Legado Puritano
Quando a Piedade Tinha o Poder
Textos
Uma Chamada Séria a Uma Vida Santa e Devota – Cap VII
Como o uso imprudente de um estado corrompe todas as disposições da mente e enche o coração com paixões pobres e ridículas ao longo de todo o curso da vida, como representado no caráter de Flávia.

Já foi observado que um prudente e religioso cuidado deve ser usado, na forma de gastar o nosso dinheiro ou propriedade, porque a maneira de gastar nossas posses é uma grande parte da nossa vida comum, e é muito o negócio de cada dia, que, conforme sejamos sábios ou imprudentes, a este respeito, todo o curso de nossas vidas, será ou muito sábio, ou muito cheio de insensatez.
Pessoas que são afetadas de forma positiva com a religião, que recebem instruções de piedade com prazer e satisfação, muitas vezes se maravilham como pode ocorrer, que elas não façam maiores  progressos nessa Religião que eles tanto admiram.
Agora, a razão disso é esta, é porque a religião vive apenas em sua cabeça, mas algo mais tem a posse de seus corações áridos, portanto, eles continuam ano após ano como meros admiradores da piedade, sem nunca chegarem à realidade e perfeição de seus preceitos .
Se for perguntado, por que a religião não obtém a posse de seus corações, a razão é esta: não é porque eles vivam em grosseiros pecados, ou intemperanças, porque seu respeito à religião lhes preserva de tais desordens.
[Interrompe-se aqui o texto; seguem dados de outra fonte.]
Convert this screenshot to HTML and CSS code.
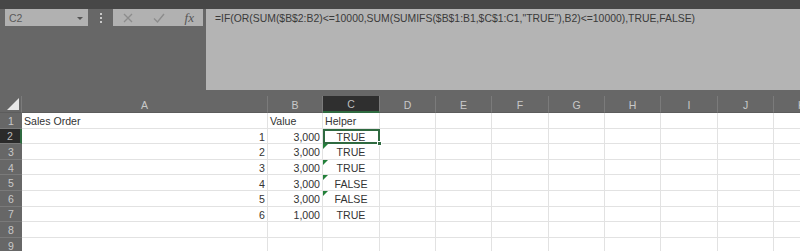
FILE: index.html
```html
<!DOCTYPE html>
<html>
<head>
<meta charset="utf-8">
<link rel="stylesheet" href="styles.css">
</head>
<body>
<div class="topstrip"></div>
<div class="bar">
  <div class="namebox"><span>C2</span><span class="caret"></span></div>
  <div class="dots"><i></i><i></i><i></i></div>
  <div class="btns">
    <svg class="ic" width="12" height="12" viewBox="0 0 12 12"><path d="M2 2L10 10M10 2L2 10" stroke="#8c8c8c" stroke-width="1.3" fill="none"/></svg>
    <svg class="ic" width="14" height="12" viewBox="0 0 14 12"><path d="M2 6.5L5.5 10L12 2" stroke="#8c8c8c" stroke-width="1.4" fill="none"/></svg>
    <span class="fx">fx</span>
  </div>
  <div class="formula">=IF(OR(SUM($B$2:B2)&lt;=10000,SUM(SUMIFS($B$1:B1,$C$1:C1,"TRUE"),B2)&lt;=10000),TRUE,FALSE)</div>
</div>
<div class="sheet">
  <div class="hd corner"><span class="tri"></span></div>
  <div class="hd">A</div><div class="hd">B</div><div class="hd sel">C</div><div class="hd">D</div><div class="hd">E</div><div class="hd">F</div><div class="hd">G</div><div class="hd">H</div><div class="hd">I</div><div class="hd">J</div><div class="hd">K</div>

  <div class="rh">1</div><div class="c">Sales Order</div><div class="c">Value</div><div class="c">Helper</div><div class="c"></div><div class="c"></div><div class="c"></div><div class="c"></div><div class="c"></div><div class="c"></div><div class="c"></div><div class="c"></div>

  <div class="rh rsel">2</div><div class="c r">1</div><div class="c r">3,000</div><div class="c m active">TRUE<span class="handle"></span></div><div class="c"></div><div class="c"></div><div class="c"></div><div class="c"></div><div class="c"></div><div class="c"></div><div class="c"></div><div class="c"></div>

  <div class="rh">3</div><div class="c r">2</div><div class="c r">3,000</div><div class="c m err">TRUE</div><div class="c"></div><div class="c"></div><div class="c"></div><div class="c"></div><div class="c"></div><div class="c"></div><div class="c"></div><div class="c"></div>

  <div class="rh">4</div><div class="c r">3</div><div class="c r">3,000</div><div class="c m err">TRUE</div><div class="c"></div><div class="c"></div><div class="c"></div><div class="c"></div><div class="c"></div><div class="c"></div><div class="c"></div><div class="c"></div>

  <div class="rh">5</div><div class="c r">4</div><div class="c r">3,000</div><div class="c m err">FALSE</div><div class="c"></div><div class="c"></div><div class="c"></div><div class="c"></div><div class="c"></div><div class="c"></div><div class="c"></div><div class="c"></div>

  <div class="rh">6</div><div class="c r">5</div><div class="c r">3,000</div><div class="c m err">FALSE</div><div class="c"></div><div class="c"></div><div class="c"></div><div class="c"></div><div class="c"></div><div class="c"></div><div class="c"></div><div class="c"></div>

  <div class="rh">7</div><div class="c r">6</div><div class="c r">1,000</div><div class="c m">TRUE</div><div class="c"></div><div class="c"></div><div class="c"></div><div class="c"></div><div class="c"></div><div class="c"></div><div class="c"></div><div class="c"></div>

  <div class="rh">8</div><div class="c"></div><div class="c"></div><div class="c"></div><div class="c"></div><div class="c"></div><div class="c"></div><div class="c"></div><div class="c"></div><div class="c"></div><div class="c"></div><div class="c"></div>

  <div class="rh">9</div><div class="c"></div><div class="c"></div><div class="c"></div><div class="c"></div><div class="c"></div><div class="c"></div><div class="c"></div><div class="c"></div><div class="c"></div><div class="c"></div><div class="c"></div>
</div>
</body>
</html>
```

FILE: styles.css
```css
* { box-sizing: border-box; }
html, body { margin: 0; padding: 0; }
body {
  width: 800px;
  height: 251px;
  overflow: hidden;
  background: #676767;
  font-family: "Liberation Sans", Arial, sans-serif;
}
.topstrip {
  height: 9px;
  background: #474747;
}
.bar {
  display: flex;
  align-items: flex-start;
  height: 87px;
  padding-left: 5px;
}
.namebox {
  width: 83px;
  height: 17px;
  background: #b1b1b1;
  display: flex;
  align-items: center;
  justify-content: space-between;
  padding: 1px 5px 0 4px;
  font-size: 10.5px;
  color: #5a5a5a;
}
.caret {
  width: 0; height: 0;
  border-left: 3px solid transparent;
  border-right: 3px solid transparent;
  border-top: 3px solid #555;
}
.dots {
  width: 25px;
  height: 17px;
  display: flex;
  flex-direction: column;
  align-items: center;
  justify-content: center;
  gap: 2px;
}
.dots i {
  display: block;
  width: 2px;
  height: 2px;
  background: #c8c8c8;
}
.btns {
  width: 90px;
  height: 17px;
  background: #b1b1b1;
  display: flex;
  align-items: center;
  justify-content: space-between;
  padding: 0 9px 0 9px;
}
.fx {
  font-family: "Liberation Serif", serif;
  font-style: italic;
  font-size: 13px;
  color: #555;
  line-height: 1;
}
.formula {
  margin-left: 3px;
  flex: 1;
  height: 81px;
  background: #b4b4b4;
  padding: 4px 0 0 9px;
  font-size: 10.4px;
  color: #3a3a3a;
  white-space: nowrap;
}
.sheet {
  display: grid;
  width: 800px;
  overflow: hidden;
  grid-template-columns: 22px 246px 55px 57px 56px 56px 57px 56px 56px 57px 56px 56px;
  grid-template-rows: 17px;
  grid-auto-rows: 15.6px;
}
.hd {
  background: #676767;
  color: #c9c9c9;
  font-size: 10.5px;
  display: flex;
  align-items: center;
  justify-content: center;
  padding-top: 1px;
  border-right: 1px solid #7b7b7b;
  border-bottom: 1px solid #5c5c5c;
}
.hd.sel {
  background: #2f2f2f;
  color: #bdbdbd;
  border-bottom: 2px solid #2f6a40;
}
.corner {
  position: relative;
  border-right: 1px solid #7b7b7b;
}
.tri {
  position: absolute;
  right: 2px;
  bottom: 2px;
  width: 0; height: 0;
  border-left: 12px solid transparent;
  border-bottom: 12px solid #e8e8e8;
}
.rh {
  background: #676767;
  color: #c9c9c9;
  font-size: 10.5px;
  display: flex;
  align-items: center;
  justify-content: center;
  padding-top: 1px;
  border-bottom: 1px solid #7a7a7a;
}
.rh.rsel {
  background: #2a2a2a;
  color: #bbb;
  border-right: 2px solid #2f6a40;
}
.c {
  background: #fff;
  border-right: 1px solid #e2e2e2;
  border-bottom: 1px solid #e2e2e2;
  font-size: 10.6px;
  color: #333;
  display: flex;
  align-items: center;
  padding: 2px 2px 0 2px;
  white-space: nowrap;
  position: relative;
}
.c.r { justify-content: flex-end; }
.c.m { justify-content: center; }
.active {
  outline: 2px solid #2f6a40;
  outline-offset: -2px;
  z-index: 2;
}
.handle {
  position: absolute;
  right: -3px;
  bottom: -3px;
  width: 5px;
  height: 5px;
  background: #2f6a40;
  border: 1px solid #fff;
}
.err::before {
  content: "";
  position: absolute;
  left: 0;
  top: 0;
  width: 0; height: 0;
  border-top: 5px solid #23803a;
  border-right: 5px solid transparent;
}
```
Mas é porque seus corações estão constantemente empenhados,  equivocados, e mantidos em um estado errado, pelo uso indiscreto de coisas que são lícitas de serem usadas.
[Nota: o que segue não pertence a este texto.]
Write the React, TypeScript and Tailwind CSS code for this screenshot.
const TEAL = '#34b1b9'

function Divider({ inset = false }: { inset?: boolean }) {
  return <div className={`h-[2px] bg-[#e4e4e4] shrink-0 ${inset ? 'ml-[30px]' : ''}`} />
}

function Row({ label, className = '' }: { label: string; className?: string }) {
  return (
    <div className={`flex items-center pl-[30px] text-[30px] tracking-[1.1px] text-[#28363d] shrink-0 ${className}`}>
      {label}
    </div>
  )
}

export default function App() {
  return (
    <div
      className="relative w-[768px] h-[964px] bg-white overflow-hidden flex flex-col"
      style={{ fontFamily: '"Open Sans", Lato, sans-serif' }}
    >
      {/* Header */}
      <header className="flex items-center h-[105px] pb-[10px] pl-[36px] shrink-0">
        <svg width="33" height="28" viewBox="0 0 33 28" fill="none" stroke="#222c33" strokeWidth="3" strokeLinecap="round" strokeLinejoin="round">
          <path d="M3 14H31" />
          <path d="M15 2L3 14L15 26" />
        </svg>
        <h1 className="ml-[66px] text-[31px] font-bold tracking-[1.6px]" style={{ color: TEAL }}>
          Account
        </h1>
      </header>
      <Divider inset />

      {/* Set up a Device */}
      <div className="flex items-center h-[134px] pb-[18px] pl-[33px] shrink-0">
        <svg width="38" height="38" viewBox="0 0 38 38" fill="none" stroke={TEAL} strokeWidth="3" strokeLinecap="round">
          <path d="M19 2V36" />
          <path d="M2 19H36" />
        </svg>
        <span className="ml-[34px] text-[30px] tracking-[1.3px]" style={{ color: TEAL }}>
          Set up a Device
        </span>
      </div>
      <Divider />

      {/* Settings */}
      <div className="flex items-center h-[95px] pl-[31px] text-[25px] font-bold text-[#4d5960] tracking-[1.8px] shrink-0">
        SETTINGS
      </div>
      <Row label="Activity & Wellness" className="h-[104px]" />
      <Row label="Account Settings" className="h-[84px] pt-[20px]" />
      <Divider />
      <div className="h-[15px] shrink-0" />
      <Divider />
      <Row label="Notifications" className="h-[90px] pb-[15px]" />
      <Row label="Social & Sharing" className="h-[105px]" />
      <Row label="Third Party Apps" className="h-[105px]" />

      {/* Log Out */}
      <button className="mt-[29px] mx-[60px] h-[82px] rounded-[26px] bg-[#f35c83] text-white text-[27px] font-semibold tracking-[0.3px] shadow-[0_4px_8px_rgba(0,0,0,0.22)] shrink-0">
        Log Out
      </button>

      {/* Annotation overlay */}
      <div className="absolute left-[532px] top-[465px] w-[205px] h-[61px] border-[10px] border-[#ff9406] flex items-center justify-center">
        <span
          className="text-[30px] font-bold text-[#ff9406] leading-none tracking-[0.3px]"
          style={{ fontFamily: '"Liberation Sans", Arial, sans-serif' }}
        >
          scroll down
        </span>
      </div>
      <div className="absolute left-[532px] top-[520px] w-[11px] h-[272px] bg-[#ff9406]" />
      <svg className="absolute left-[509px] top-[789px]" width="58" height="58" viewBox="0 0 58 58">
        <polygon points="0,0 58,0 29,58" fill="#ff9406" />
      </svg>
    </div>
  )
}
O uso e desfrute de suas posses é lícito, e portanto, nunca entra em suas cabeças, imaginarem qualquer grande perigo nisto. Eles nunca refletem, que existe um uso vão e imprudente de suas posses, que, apesar de não destruir como os pecados grosseiros, todavia desordenam o coração, e o conduzem a sensualidade, mornidão, orgulho e vaidade, como também o torna incapaz de receber a vida e o espírito da piedade.
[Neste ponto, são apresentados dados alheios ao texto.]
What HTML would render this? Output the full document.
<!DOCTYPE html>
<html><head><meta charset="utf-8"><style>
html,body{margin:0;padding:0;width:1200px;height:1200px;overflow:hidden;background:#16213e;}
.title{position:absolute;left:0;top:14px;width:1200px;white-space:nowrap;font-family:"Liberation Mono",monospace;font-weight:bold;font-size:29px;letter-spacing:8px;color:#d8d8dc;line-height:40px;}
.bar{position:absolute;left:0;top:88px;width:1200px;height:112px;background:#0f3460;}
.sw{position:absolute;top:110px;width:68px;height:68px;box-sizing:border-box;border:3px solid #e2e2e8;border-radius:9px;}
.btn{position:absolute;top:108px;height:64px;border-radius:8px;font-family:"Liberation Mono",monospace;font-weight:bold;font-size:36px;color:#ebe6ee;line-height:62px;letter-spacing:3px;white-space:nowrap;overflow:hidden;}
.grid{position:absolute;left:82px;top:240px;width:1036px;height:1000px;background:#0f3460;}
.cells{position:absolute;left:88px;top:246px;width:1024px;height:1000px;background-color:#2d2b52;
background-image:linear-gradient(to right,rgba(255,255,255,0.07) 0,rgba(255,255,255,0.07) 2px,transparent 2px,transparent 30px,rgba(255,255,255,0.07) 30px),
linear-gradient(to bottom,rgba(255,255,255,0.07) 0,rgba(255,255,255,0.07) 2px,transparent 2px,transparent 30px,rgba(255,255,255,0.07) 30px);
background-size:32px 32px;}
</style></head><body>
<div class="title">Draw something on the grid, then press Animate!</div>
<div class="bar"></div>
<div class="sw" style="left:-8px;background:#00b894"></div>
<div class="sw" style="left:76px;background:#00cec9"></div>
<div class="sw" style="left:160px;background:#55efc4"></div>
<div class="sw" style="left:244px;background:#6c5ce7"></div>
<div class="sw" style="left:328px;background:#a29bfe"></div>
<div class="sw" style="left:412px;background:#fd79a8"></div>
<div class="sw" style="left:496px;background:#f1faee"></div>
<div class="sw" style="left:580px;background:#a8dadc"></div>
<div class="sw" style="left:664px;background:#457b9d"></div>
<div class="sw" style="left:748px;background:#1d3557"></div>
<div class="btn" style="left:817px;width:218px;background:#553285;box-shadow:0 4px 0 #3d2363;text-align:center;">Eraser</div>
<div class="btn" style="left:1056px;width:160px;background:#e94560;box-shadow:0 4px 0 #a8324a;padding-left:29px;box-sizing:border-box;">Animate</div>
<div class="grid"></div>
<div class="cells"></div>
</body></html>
Porque nossas almas podem receber uma mágoa infinita, e serem achadas incapazes de todas as virtudes, apenas pelo uso de coisas inocentes e lícitas.
O que é mais inocente do que o descanso e ainda o que é mais perigoso, do que a preguiça e ociosidade? O que é mais lícito do que comer e beber, e no entanto o que é mais destrutivo de toda a virtude, o que mais estimula todos os vícios de sensualidade e indulgência?
Quão legítimo e louvável é o cuidado de uma família? E no entanto, quão certamente são muitas pessoas tornadas incapazes de toda virtude, por um temperamento mundano e solícito?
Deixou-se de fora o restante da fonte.